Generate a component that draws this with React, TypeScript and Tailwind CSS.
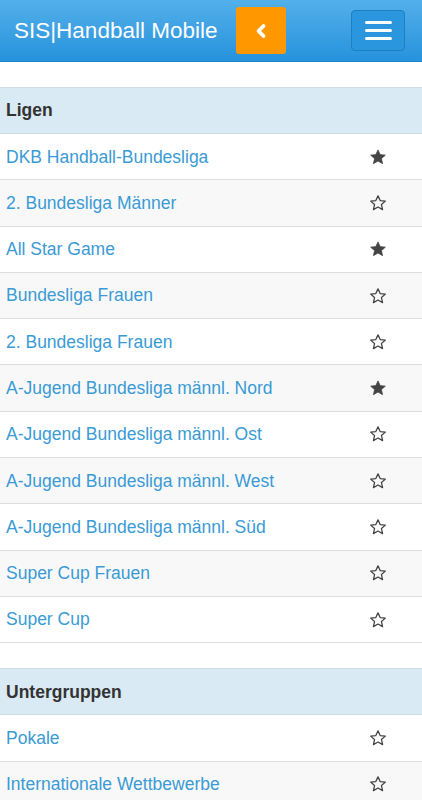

* * *

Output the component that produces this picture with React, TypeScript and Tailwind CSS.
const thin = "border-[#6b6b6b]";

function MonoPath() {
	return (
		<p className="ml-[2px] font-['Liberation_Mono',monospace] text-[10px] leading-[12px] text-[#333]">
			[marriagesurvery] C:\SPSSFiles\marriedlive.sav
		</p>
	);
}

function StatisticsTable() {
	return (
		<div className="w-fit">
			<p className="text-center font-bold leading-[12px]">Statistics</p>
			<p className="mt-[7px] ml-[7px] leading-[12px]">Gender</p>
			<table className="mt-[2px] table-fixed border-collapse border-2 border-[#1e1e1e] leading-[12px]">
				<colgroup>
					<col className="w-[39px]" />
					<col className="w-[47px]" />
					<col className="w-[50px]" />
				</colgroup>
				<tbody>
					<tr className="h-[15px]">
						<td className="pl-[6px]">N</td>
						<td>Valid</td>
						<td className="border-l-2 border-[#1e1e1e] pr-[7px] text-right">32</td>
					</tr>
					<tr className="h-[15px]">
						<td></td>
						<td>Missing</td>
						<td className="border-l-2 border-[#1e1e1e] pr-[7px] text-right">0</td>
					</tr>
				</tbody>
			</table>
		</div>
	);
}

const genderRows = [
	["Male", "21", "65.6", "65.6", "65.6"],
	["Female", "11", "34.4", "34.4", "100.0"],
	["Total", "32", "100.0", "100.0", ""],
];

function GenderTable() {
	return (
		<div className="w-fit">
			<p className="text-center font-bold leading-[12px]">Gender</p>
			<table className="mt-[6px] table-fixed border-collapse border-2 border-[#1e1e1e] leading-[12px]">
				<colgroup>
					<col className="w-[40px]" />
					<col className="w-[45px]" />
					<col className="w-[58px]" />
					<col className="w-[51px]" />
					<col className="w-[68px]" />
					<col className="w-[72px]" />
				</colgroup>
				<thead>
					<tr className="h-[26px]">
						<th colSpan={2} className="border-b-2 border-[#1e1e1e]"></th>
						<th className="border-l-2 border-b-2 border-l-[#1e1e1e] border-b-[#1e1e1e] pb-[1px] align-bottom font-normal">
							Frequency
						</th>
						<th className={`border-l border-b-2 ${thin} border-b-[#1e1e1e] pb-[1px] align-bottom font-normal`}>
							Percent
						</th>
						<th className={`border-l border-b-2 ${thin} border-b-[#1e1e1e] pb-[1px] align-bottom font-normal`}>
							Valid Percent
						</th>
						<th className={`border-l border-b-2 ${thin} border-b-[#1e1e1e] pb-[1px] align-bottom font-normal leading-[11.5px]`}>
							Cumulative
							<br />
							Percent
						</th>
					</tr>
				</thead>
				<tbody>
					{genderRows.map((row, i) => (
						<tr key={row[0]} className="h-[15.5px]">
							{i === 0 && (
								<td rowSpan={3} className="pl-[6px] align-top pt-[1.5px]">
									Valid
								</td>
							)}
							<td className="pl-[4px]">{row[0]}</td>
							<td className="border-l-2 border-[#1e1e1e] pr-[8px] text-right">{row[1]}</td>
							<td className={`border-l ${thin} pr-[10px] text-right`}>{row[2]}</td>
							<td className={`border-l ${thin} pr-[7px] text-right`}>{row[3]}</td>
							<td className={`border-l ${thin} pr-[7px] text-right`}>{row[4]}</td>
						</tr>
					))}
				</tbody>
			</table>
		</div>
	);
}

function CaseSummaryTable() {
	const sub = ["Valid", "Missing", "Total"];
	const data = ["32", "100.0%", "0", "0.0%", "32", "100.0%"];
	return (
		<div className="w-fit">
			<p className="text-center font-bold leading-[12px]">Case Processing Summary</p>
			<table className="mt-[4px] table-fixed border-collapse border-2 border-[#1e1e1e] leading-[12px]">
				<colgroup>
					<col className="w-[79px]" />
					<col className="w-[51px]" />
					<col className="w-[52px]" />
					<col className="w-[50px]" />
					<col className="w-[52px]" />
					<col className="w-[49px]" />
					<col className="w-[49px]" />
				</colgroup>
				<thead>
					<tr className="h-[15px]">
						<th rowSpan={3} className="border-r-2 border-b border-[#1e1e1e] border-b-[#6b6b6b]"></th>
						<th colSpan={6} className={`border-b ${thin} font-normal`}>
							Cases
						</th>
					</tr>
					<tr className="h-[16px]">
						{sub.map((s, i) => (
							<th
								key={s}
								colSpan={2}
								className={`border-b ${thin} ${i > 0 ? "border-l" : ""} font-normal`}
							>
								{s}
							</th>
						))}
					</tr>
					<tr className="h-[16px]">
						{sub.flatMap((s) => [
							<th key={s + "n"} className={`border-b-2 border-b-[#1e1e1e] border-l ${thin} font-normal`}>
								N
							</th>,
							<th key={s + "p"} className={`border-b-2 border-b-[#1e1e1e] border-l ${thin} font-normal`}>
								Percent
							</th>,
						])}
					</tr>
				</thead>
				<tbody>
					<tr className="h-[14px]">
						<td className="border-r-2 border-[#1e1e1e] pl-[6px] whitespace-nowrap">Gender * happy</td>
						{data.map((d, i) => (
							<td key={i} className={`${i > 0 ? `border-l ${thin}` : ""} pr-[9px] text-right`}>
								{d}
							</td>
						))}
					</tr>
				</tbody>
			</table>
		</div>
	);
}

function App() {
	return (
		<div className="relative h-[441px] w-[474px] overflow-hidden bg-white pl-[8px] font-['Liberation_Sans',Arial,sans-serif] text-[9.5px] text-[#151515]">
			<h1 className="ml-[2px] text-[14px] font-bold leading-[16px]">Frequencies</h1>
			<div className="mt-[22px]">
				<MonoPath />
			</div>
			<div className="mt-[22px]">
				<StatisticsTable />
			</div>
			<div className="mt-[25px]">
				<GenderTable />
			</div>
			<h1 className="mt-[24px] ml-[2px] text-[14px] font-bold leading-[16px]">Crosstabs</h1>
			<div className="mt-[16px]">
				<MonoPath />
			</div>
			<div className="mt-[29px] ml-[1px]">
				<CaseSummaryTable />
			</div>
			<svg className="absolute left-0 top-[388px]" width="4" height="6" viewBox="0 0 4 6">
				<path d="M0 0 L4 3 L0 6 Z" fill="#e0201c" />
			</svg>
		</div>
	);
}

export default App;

- _PROBLEM_: Gather all lines from the records above in which "component" appears.

- _FULL OUTPUT_:
Generate a component that draws this with React, TypeScript and Tailwind CSS.
Output the component that produces this picture with React, TypeScript and Tailwind CSS.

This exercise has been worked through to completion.